Dataset entries:
┌────────

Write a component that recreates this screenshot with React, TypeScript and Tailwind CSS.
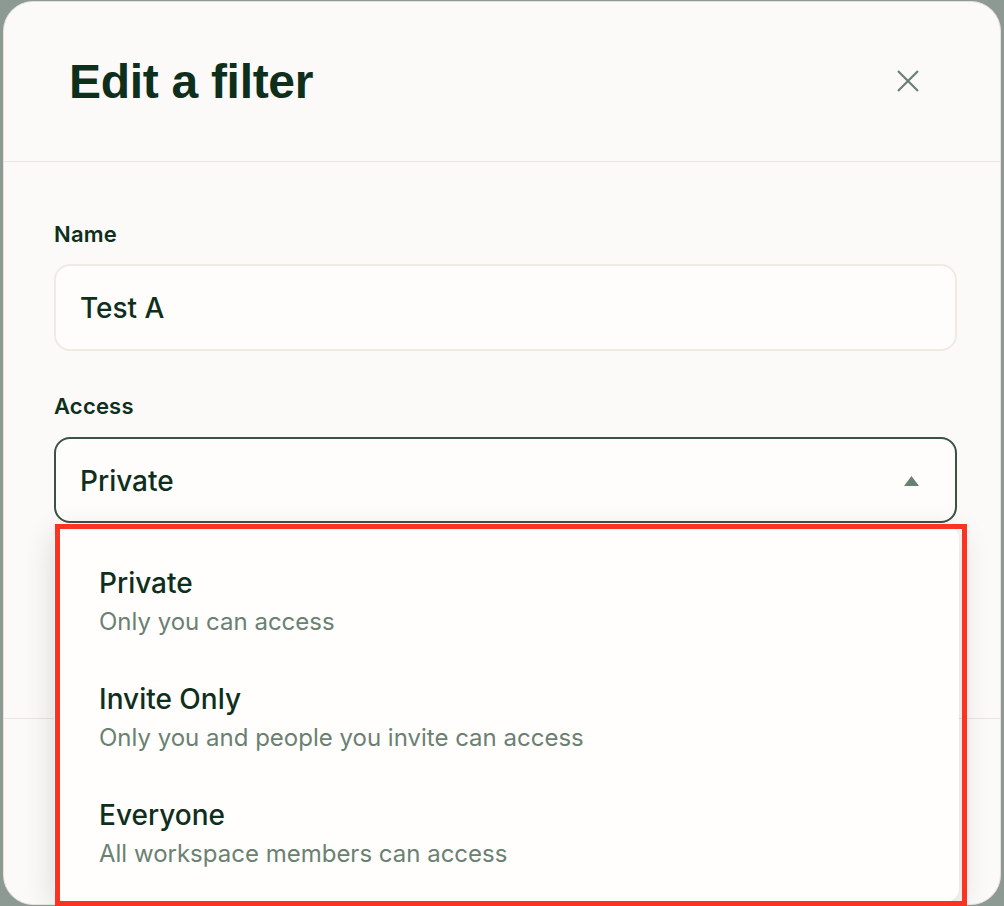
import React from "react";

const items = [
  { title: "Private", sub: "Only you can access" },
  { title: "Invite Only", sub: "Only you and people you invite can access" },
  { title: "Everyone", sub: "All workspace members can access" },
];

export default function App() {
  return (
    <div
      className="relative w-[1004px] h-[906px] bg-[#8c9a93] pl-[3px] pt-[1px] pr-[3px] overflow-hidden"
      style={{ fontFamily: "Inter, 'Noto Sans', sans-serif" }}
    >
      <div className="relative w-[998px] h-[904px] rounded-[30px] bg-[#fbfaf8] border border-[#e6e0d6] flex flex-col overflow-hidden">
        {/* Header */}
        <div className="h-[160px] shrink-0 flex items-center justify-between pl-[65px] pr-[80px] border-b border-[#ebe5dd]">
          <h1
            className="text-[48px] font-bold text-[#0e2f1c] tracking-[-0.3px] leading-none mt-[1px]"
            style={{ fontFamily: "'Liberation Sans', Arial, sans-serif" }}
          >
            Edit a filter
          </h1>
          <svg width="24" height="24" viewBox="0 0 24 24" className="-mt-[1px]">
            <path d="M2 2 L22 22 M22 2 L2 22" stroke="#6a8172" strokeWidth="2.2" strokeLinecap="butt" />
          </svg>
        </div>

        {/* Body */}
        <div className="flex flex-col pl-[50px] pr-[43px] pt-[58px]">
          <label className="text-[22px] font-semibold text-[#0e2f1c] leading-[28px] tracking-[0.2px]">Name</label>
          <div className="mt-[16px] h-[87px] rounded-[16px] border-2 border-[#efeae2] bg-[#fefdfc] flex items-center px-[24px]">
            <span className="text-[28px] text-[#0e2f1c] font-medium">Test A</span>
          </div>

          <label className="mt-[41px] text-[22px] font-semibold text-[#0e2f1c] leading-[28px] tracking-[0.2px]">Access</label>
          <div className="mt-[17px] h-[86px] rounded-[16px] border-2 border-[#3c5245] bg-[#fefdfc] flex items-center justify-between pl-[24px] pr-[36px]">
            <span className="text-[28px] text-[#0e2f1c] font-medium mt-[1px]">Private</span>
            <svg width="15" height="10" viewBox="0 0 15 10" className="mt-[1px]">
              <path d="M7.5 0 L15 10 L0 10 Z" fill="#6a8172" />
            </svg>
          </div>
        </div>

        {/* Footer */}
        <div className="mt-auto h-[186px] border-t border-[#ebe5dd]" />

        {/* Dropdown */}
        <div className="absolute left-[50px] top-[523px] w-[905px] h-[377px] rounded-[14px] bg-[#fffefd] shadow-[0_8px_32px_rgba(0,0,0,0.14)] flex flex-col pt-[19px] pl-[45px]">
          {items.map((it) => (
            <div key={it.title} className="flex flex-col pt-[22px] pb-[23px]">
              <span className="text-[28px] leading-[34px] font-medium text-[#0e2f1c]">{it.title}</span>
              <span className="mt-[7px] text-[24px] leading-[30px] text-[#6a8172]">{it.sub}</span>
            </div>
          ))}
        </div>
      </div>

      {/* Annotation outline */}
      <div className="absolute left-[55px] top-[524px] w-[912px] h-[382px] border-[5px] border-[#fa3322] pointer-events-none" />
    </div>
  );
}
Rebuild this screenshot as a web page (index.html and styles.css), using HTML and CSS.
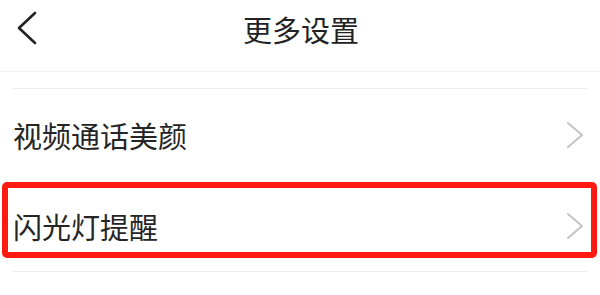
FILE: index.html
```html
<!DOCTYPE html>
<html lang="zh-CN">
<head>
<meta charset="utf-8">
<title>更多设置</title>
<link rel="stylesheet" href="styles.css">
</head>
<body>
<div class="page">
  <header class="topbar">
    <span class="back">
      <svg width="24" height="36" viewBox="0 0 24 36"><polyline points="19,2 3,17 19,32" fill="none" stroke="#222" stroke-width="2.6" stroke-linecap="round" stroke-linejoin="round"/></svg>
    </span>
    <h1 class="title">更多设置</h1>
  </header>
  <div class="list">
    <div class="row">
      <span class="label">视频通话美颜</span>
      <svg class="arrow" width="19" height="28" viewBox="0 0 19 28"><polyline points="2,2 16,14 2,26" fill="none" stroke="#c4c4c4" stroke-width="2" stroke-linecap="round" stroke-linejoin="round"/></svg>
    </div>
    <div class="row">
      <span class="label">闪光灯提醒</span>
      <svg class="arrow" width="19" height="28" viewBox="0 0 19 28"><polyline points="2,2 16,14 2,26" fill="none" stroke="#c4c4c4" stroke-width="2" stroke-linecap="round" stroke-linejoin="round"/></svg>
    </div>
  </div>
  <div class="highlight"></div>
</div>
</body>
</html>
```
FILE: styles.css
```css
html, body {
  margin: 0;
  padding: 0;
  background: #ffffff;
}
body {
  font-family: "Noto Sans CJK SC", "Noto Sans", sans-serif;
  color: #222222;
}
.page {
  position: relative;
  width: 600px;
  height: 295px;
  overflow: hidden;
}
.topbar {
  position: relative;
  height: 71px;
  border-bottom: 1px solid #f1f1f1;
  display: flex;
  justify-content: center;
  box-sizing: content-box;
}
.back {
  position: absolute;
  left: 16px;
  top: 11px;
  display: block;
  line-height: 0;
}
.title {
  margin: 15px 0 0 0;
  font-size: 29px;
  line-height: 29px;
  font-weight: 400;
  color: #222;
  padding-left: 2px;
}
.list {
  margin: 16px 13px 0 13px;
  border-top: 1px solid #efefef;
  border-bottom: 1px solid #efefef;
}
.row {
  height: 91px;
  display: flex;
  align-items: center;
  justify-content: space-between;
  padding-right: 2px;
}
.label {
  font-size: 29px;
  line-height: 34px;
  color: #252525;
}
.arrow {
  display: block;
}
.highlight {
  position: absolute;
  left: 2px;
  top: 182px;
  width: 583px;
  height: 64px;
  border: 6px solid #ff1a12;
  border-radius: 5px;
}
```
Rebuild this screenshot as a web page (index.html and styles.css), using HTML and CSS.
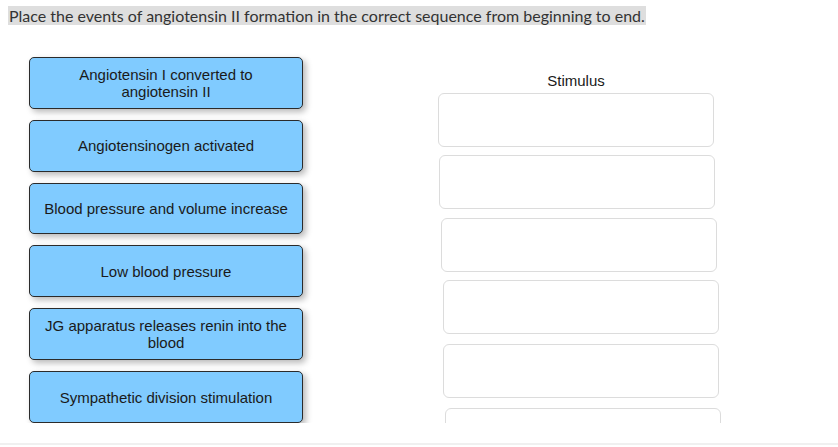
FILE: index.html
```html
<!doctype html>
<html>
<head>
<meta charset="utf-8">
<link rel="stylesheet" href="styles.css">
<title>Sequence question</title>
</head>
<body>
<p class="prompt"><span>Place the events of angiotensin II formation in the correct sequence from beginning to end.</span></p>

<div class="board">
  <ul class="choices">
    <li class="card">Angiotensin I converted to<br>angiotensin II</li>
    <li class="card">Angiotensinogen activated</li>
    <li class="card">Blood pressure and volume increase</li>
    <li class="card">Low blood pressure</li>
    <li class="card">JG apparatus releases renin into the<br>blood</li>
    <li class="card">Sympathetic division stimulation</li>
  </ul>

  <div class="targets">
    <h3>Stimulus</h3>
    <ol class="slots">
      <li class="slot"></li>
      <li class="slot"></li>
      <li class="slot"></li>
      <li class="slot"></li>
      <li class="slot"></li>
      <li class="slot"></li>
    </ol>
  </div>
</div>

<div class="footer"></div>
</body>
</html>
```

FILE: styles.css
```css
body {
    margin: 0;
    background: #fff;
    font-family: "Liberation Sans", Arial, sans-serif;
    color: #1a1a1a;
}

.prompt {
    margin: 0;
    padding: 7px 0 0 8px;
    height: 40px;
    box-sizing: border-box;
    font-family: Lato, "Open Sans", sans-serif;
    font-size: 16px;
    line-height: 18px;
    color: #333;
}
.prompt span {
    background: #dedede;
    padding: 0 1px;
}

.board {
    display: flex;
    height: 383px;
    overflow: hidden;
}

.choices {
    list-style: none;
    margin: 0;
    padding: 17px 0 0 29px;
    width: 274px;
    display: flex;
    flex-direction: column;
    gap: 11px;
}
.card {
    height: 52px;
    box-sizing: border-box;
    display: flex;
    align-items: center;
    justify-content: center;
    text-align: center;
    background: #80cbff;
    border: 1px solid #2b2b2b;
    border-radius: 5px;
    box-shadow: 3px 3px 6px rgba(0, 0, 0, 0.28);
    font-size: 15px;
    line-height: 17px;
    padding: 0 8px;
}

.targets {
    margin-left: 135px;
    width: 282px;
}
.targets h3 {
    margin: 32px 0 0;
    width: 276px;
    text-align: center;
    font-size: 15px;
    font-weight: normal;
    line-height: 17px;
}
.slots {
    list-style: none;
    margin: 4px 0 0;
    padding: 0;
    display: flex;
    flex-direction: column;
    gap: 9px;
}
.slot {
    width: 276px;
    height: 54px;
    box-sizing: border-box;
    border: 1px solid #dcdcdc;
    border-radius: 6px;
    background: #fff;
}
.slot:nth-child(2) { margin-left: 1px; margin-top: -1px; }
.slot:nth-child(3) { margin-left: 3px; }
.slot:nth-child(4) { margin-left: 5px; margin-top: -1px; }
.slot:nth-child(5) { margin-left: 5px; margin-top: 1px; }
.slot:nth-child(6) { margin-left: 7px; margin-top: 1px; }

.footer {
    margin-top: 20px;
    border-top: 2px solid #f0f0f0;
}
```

└────────

For the entries above, state how many lines contain the word "page". Provide the number by itself.

** In response **
4